» **Challenge**
From the data that follows, copy every line holding the string "image".

[Data extracted from a collection]
--- BEGIN ---

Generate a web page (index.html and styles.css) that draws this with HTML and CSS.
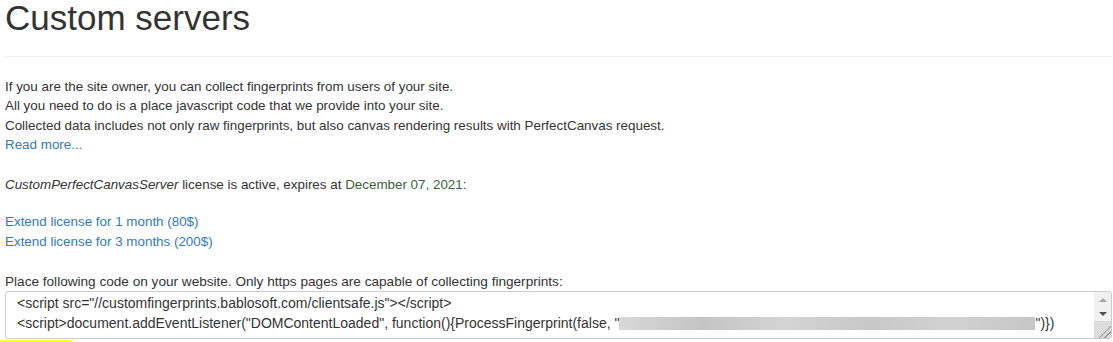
FILE: index.html
```html
<!DOCTYPE html>
<html lang="en">
<head>
    <meta charset="UTF-8">
    <title>Custom servers</title>
    <link rel="stylesheet" href="styles.css">
</head>
<body>
    <div class="container">
        <div class="page-header">
            <h1>Custom servers</h1>
        </div>
        <p class="intro">
            If you are the site owner, you can collect fingerprints from users of your site.<br>
            All you need to do is a place javascript code that we provide into your site.<br>
            Collected data includes not only raw fingerprints, but also canvas rendering results with PerfectCanvas request.<br>
            <a href="#">Read more...</a>
        </p>
        <p class="status"><em>CustomPerfectCanvasServer</em> license is active, expires at <span class="date">December 07, 2021</span>:</p>
        <p class="extend">
            <a href="#">Extend license for 1 month (80$)</a><br>
            <a href="#">Extend license for 3 months (200$)</a>
        </p>
        <label class="code-label">Place following code on your website. Only https pages are capable of collecting fingerprints:</label>
        <div class="code-box">
            <div class="code-text">
                <div>&lt;script src="//customfingerprints.bablosoft.com/clientsafe.js"&gt;&lt;/script&gt;</div>
                <div>&lt;script&gt;document.addEventListener("DOMContentLoaded", function(){ProcessFingerprint(false, "<span class="blurred"></span>")})</div>
            </div>
            <div class="scrollbar">
                <span class="arrow up"></span>
                <span class="arrow down"></span>
                <span class="track"></span>
                <span class="corner"></span>
            </div>
        </div>
        <div class="marker"></div>
    </div>
</body>
</html>
```

FILE: styles.css
```css
body {
    margin: 0;
    font-family: "Liberation Sans", Arial, sans-serif;
    font-size: 13.4px;
    line-height: 19.6px;
    color: #333;
    background: #fff;
}
.container {
    padding: 0 1px 0 5px;
}
.page-header {
    border-bottom: 1px solid #eee;
    padding-bottom: 18px;
}
h1 {
    margin: -1px 0 0;
    font-size: 35px;
    font-weight: 500;
    line-height: 1.1;
    color: #333;
}
p {
    margin: 0;
}
a {
    color: #337ab7;
    text-decoration: none;
}
.intro {
    margin-top: 20px;
}
.status {
    margin-top: 20px;
}
.date {
    color: #3c5e3c;
}
.extend {
    margin-top: 18px;
}
.code-label {
    display: block;
    margin-top: 20px;
    font-size: 13.6px;
}
.code-box {
    display: flex;
    margin-top: 0;
    height: 46px;
    border: 1px solid #ccc;
    border-radius: 3px;
    overflow: hidden;
}
.code-text {
    flex: 1;
    padding: 2px 11px;
    font-size: 14px;
    white-space: nowrap;
    overflow: hidden;
}
.blurred {
    display: inline-block;
    width: 416px;
    height: 13px;
    vertical-align: -2px;
    background: linear-gradient(90deg, #d8d8d8, #c4c4c4 20%, #d4d4d4 40%, #c8c8c8 60%, #d2d2d2 80%, #c6c6c6);
}
.scrollbar {
    width: 17px;
    display: flex;
    flex-direction: column;
    align-items: center;
    background: #f1f1f1;
}
.arrow {
    width: 0;
    height: 0;
    border-left: 4px solid transparent;
    border-right: 4px solid transparent;
}
.up {
    margin-top: 6px;
    border-bottom: 4px solid #a3a3a3;
}
.down {
    margin-top: 10px;
    border-top: 4px solid #505050;
}
.track {
    flex: 1;
}
.corner {
    width: 17px;
    height: 17px;
    background: #dcdcdc linear-gradient(135deg, transparent 62%, #999 63%, #999 67%, transparent 68%, transparent 78%, #999 79%, #999 83%, transparent 84%);
}
.marker {
    margin-left: -5px;
    width: 72px;
    height: 4px;
    margin-top: 1px;
    background: #ffff33;
}
```
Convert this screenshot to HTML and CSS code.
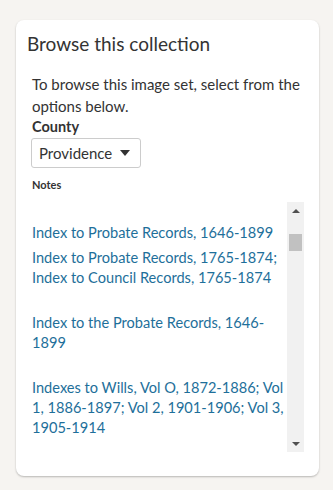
FILE: index.html
```html
<!DOCTYPE html>
<html lang="en">
<head>
<meta charset="utf-8">
<link rel="stylesheet" href="styles.css">
</head>
<body>
<div class="card">
  <h2 class="title">Browse this collection</h2>
  <div class="body">
    <p class="intro">To browse this image set, select from the options below.</p>
    <div class="label">County</div>
    <div class="select"><span>Providence</span><span class="caret"></span></div>
    <div class="notes-label">Notes</div>
    <div class="scroller">
      <div class="list">
        <a class="item first">Index to Probate Records, 1646-1899</a>
        <a class="item tight">Index to Probate Records, 1765-1874; Index to Council Records, 1765-1874</a>
        <a class="item">Index to the Probate Records, 1646-1899</a>
        <a class="item">Indexes to Wills, Vol O, 1872-1886; Vol 1, 1886-1897; Vol 2, 1901-1906; Vol 3, 1905-1914</a>
      </div>
      <div class="bar">
        <div class="arrow up"></div>
        <div class="track"><div class="thumb"></div></div>
        <div class="arrow down"></div>
      </div>
    </div>
  </div>
</div>
</body>
</html>
```

FILE: styles.css
```css
* { box-sizing: border-box; }
html, body { margin: 0; }
body {
  background: #f6f4f1;
  padding: 20px 14px 14px 16px;
  font-family: "Lato", "Noto Sans", sans-serif;
  color: #333;
}
.card {
  width: 303px;
  height: 456px;
  background: #fff;
  border-radius: 8px;
  box-shadow: 0 1px 2px rgba(0,0,0,0.25);
  padding: 12px 15px 0 11px;
}
.title {
  margin: 0;
  font-weight: 400;
  font-size: 19px;
  line-height: 24px;
  color: #333;
}
.body { padding-left: 5px; }
.intro {
  margin: 17px 0 0;
  font-size: 15px;
  line-height: 22px;
}
.label {
  font-size: 14.5px;
  font-weight: 700;
  line-height: 20px;
}
.select {
  margin-top: 1px;
  width: 110px;
  height: 30px;
  border: 1px solid #ccc;
  border-radius: 3px;
  margin-left: -1px;
  display: flex;
  align-items: center;
  justify-content: space-between;
  padding: 0 10px 0 7px;
  font-size: 15px;
}
.caret {
  width: 0; height: 0;
  border-left: 5px solid transparent;
  border-right: 5px solid transparent;
  border-top: 6px solid #333;
}
.notes-label {
  margin-top: 10px;
  font-size: 11px;
  font-weight: 700;
  line-height: 14px;
}
.scroller {
  margin-top: 10px;
  height: 250px;
  display: flex;
}
.list {
  flex: 1;
  overflow: hidden;
  padding-top: 21px;
}
.item {
  display: block;
  color: #1e6f9a;
  font-size: 14.6px;
  line-height: 20px;
  margin-top: 25px;
}
.item.first { margin-top: 0; }
.item.tight { margin-top: 5px; }
.bar {
  width: 17px;
  background: #f1f1f1;
  display: flex;
  flex-direction: column;
}
.arrow { height: 17px; display: flex; align-items: center; justify-content: center; }
.arrow::before {
  content: "";
  width: 0; height: 0;
  border-left: 4px solid transparent;
  border-right: 4px solid transparent;
}
.arrow.up::before { border-bottom: 4px solid #505050; }
.arrow.down::before { border-top: 4px solid #505050; }
.track { flex: 1; padding: 15px 2px 0; }
.thumb { height: 17px; background: #c1c1c1; }
```
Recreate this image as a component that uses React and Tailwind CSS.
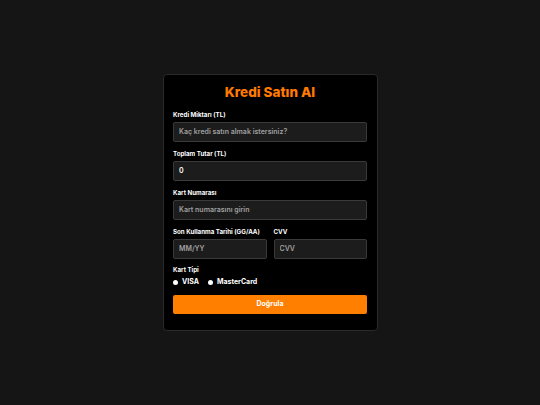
const Field = ({ label, placeholder, value, className = "" }) => (
  <div className={className}>
    <label className="block text-[6.2px] leading-[8px] font-bold text-white mb-[3px]">
      {label}
    </label>
    <input
      type="text"
      placeholder={placeholder}
      defaultValue={value}
      className="block w-full h-[20px] px-[5px] bg-[#1c1c1c] border border-[#3a3a3a] rounded-[2px] text-[7px] font-semibold text-white placeholder:text-[#a0a0a0] outline-none"
    />
  </div>
);

const Radio = ({ label }) => (
  <label className="flex items-center gap-[4px] text-[7px] leading-[8px] font-bold text-white">
    <span className="w-[5px] h-[5px] rounded-full bg-white" />
    {label}
  </label>
);

export default function App() {
  return (
    <div
      className="min-h-screen w-full flex items-center justify-center bg-[#151515]"
      style={{ fontFamily: "Inter, 'Noto Sans', sans-serif" }}
    >
      <div className="w-[215px] bg-black border border-[#2a2a2a] rounded-[4px] px-[9.5px] pt-[9px] pb-[16px] text-[7px] leading-[8px]">
        <h2 className="text-center text-[13.5px] leading-[16px] font-extrabold text-[#ff7a00] mb-[10.5px]">
          Kredi Satın Al
        </h2>

        <Field label="Kredi Miktarı (TL)" placeholder="Kaç kredi satın almak istersiniz?" className="mb-[8px]" />
        <Field label="Toplam Tutar (TL)" value="0" className="mb-[8px]" />
        <Field label="Kart Numarası" placeholder="Kart numarasını girin" className="mb-[8px]" />

        <div className="flex gap-[7px] mb-[7px]">
          <Field label="Son Kullanma Tarihi (GG/AA)" placeholder="MM/YY" className="flex-1" />
          <Field label="CVV" placeholder="CVV" className="flex-1" />
        </div>

        <div className="text-[6.2px] leading-[8px] font-bold text-white mb-[3px]">Kart Tipi</div>
        <div className="flex items-center gap-[9px] h-[11px] mb-[7px]">
          <Radio label="VISA" />
          <Radio label="MasterCard" />
        </div>

        <button className="block w-full h-[19px] bg-[#ff7f00] rounded-[2px] text-[7px] font-bold text-white">
          Doğrula
        </button>
      </div>
    </div>
  );
}
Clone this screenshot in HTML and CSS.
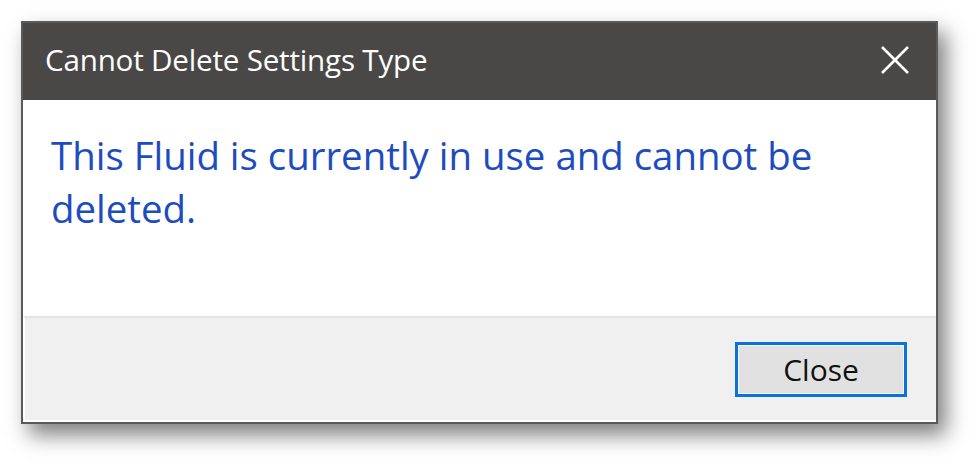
FILE: index.html
```html
<!DOCTYPE html>
<html>
<head>
<meta charset="utf-8">
<link rel="stylesheet" href="styles.css">
</head>
<body>
<div class="page">
  <div class="dialog">
    <div class="titlebar">
      <span class="title">Cannot Delete Settings Type</span>
      <svg class="close-x" width="30" height="28" viewBox="0 0 30 28">
        <path d="M2 1 L28 27 M28 1 L2 27" stroke="#ffffff" stroke-width="2.6" fill="none"/>
      </svg>
    </div>
    <div class="content">
      <p class="message">This Fluid is currently in use and cannot be deleted.</p>
    </div>
    <div class="footer">
      <button class="btn">Close</button>
    </div>
  </div>
</div>
</body>
</html>
```
FILE: styles.css
```css
html, body {
  margin: 0;
  padding: 0;
  background: #ffffff;
}
.page {
  padding: 21px 0 40px 21px;
  min-height: 467px;
  box-sizing: border-box;
}
.dialog {
  width: 913px;
  height: 399px;
  border: 2px solid #5a5a5a;
  background: #ffffff;
  display: flex;
  flex-direction: column;
  box-shadow: 8px 11px 20px rgba(0,0,0,0.5);
  font-family: "Open Sans", "Noto Sans", sans-serif;
}
.titlebar {
  height: 77px;
  background: #4a4846;
  display: flex;
  align-items: center;
  justify-content: space-between;
  padding: 0 26px 0 22px;
  flex-shrink: 0;
}
.title {
  color: #ffffff;
  font-size: 29.6px;
  letter-spacing: -0.2px;
  margin-top: -4px;
}
.close-x {
  display: block;
  margin-top: -4px;
}
.content {
  flex: 1;
  background: #ffffff;
  padding: 29px 20px 0 26px;
  border-left: 2px solid #ffffff;
}
.message {
  margin: 0;
  color: #1d4cbf;
  font-size: 38.4px;
  line-height: 53px;
  width: 820px;
}
.footer {
  height: 106px;
  background: #f0f0f0;
  border-top: 2px solid #e3e3e3;
  border-bottom: 2px solid #ffffff;
  border-left: 2px solid #ffffff;
  display: flex;
  justify-content: flex-end;
  align-items: flex-start;
  padding: 24px 29px 0 0;
  box-sizing: border-box;
  flex-shrink: 0;
}
.btn {
  width: 172px;
  height: 55px;
  border: 3px solid #0a72d8;
  box-shadow: inset 0 0 0 1px #f4f4f4;
  background: #e1e1e1;
  font-family: "Open Sans", "Noto Sans", sans-serif;
  font-size: 30px;
  color: #111111;
  padding: 0;
}
```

--- END ---

» **Correct result**
    <p class="intro">To browse this image set, select from the options below.</p>
Recreate this image as a component that uses React and Tailwind CSS.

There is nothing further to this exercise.